We learn cool facts like what "tron" means, that Scots Law (a separate system) is closer to Roman Law than to English Common Law (three verdicts, for example, since the evidence must stand on its own merits), and that Scots (also called "Inglis") is a not-quite-language of its own, closer to the language of Beowulf than of Chaucer, and so far from the King's English that most Scots in the 18th century had to take ESL tutoring to be intelligible outside Scotland. (It also meant that they tended to write it a lot more clearly and grammatically than many native speakers of the day, and helped pave the way for "English" as an academic discipline.) Personal names are another fascination: far from being a monotonous recitation of Stuarts and Anguses MacSomething, there are such evocative personages as the Earls of Mar and Stair, which seem drawn from Michael Moorcock or Neil Gaiman. We hear about the vast differences between Highlanders and Lowland Scots: 18th century Lowlanders tended to consider their whisky-swigging, Catholic (or Anglican), kilt-wearing bretheren as barbarians, compared to their own tastes for claret, Calvinism and fashionable dress. We learn that the word and concept of "politeness" (meaning, to be polished, that is, to be pleasant by going beyond what's expected of you by etiquette) is Scots, not French. Many times in this book, I've had to pause and say ... hmm .... explains a lot...Most importantly, I've gotten a sense of what it means to be an adult, as opposed to someone who's just been around a while: it's hard to define, but it's definitely there.

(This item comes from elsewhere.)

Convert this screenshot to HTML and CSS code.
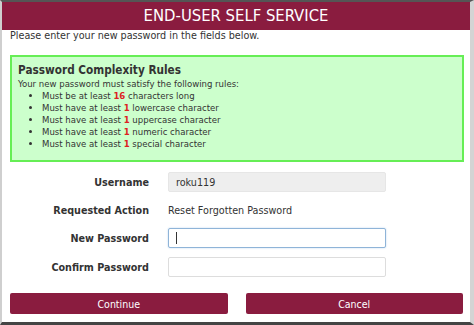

Much has been made of this book as a debunking of many Scottish stereotypes and legends: the Jacobite rebellion comes off, not as a romantic crusade of idealistic Scots united against the cruel oppressors to the South, but as an ill-concieved political move that would have backfired against the Scots even if they'd won. The Battle of Culloden wasn't, in this book, the heroic last stand of Bonnie Prince Charlie against Lord Cumberland, but the cold-blooded pitting of a hungry, exhausted, and ill-organized band of cattle farmers, Irish mercenaries and scared-witless college students (most adult Lowlanders staunchly favored the English) armed only with primitive weaponry against a well-drilled force of the Royal Army with musket and grapeshot. The invention of Scots culture, from MacPherson's forgery of the lays of Ossian through Sir Walter Scott's novels to its culmination in the Royal Visit by George IV to Edinburgh in 1822 and subsequent developments under Queen Victoria (who helped publicize the Highlands as a prime vacation spot even as the Highland Clearances were driving the original inhabitants off the land) is one of the most interesting strands of the book. Few people know, for instance, that many of the setts, or patterns of tartan, were invented by two Hungarians in or near the early 1840's, or that most Lowland and Border Scots before 1800 would have been anything from amused to insulted if you asked them their clan.

As the 19th century wore on, the Scottish image of intellectual excellence, skepticism, and integrity became more and more trivialized in jokes about haggis, golf, funny accents, kilts, and penny-pinching, as the national Zeitgeist turned inward- and backward-looking: instead of being known for major works of philosophy, economics, and history, the authors of the latter part of the century were known for detective stories (Sir Arthur Conan Doyle), escapist adventure novels (Robert Louis Stevenson), and children's books (Stevenson again, and James M. Barrie). It's an indication of how far they'd fallen when you reflect that the creator of the ultra-rational Sherlock Holmes, is known to have spent a great effort championing spiritualism and the Cottingley Fairies. What was once a fierce drive towards truth and service towards the community spent itself in prudery, an obsession with careerism and "what will the neighbors say?" The rapid industrialization of the country, which freed so many from lives of agrarian squalor produced dirt and wretchedness of a different kind, one in which many areas have yet to extricate themselves. (Yet there's hardly a mention of Charles Rennie Mackintosh's thoroughly visionary yet livable designs, or of crusty old Bertrand Russell, whose thorough skepticism and mathematical acumen is wholly in keeping with the Scots tradition of knowlege.)

It's only in the latter chapters that the book's tone of relentless boosterism begins to wear a bit thin: reading about the colonization of Canada and Australia isn't quite so much fun as the lives and deeds of the abovementioned oyster-lovers. The Scots experience in America seems to peak with the establishment of Princeton University, reaches its nadir with the Ulster Scots in the Deep South, and then rambles on forever with a discussion of Andrew Carnegie. (Though I'll never see the color orange in quite the same way again.) The Whisky Lords aren't nearly so colorful, for some reason, as the Tobacco and Law Lords that preceeded them: Dewar and his flask be damned. A similar biography of Dr. Livingstone falls incredibly flat, and for some reason, I can't summon up as much enthusiasm as I feel I should for the history's penultimate figure, James Bond.

The book closes with the recent revival of Scots nationalism, from the theft of the Stone of Scone on to the reconstitution of the Scots Parliament, together with a few concluding remarks on the perceived limits of progress and modernization, conclude the book. Some reviewers have, therefore, likened the position of Scotland in history to that of Greece: a brief flash of brilliance followed by a long, irreversible decline. As for myself, I tend toward the third verdict on this one: there's too much life in the old tiger to tread on its tail....

...Or you can read Ossian. Fare ye weel, ye bitches!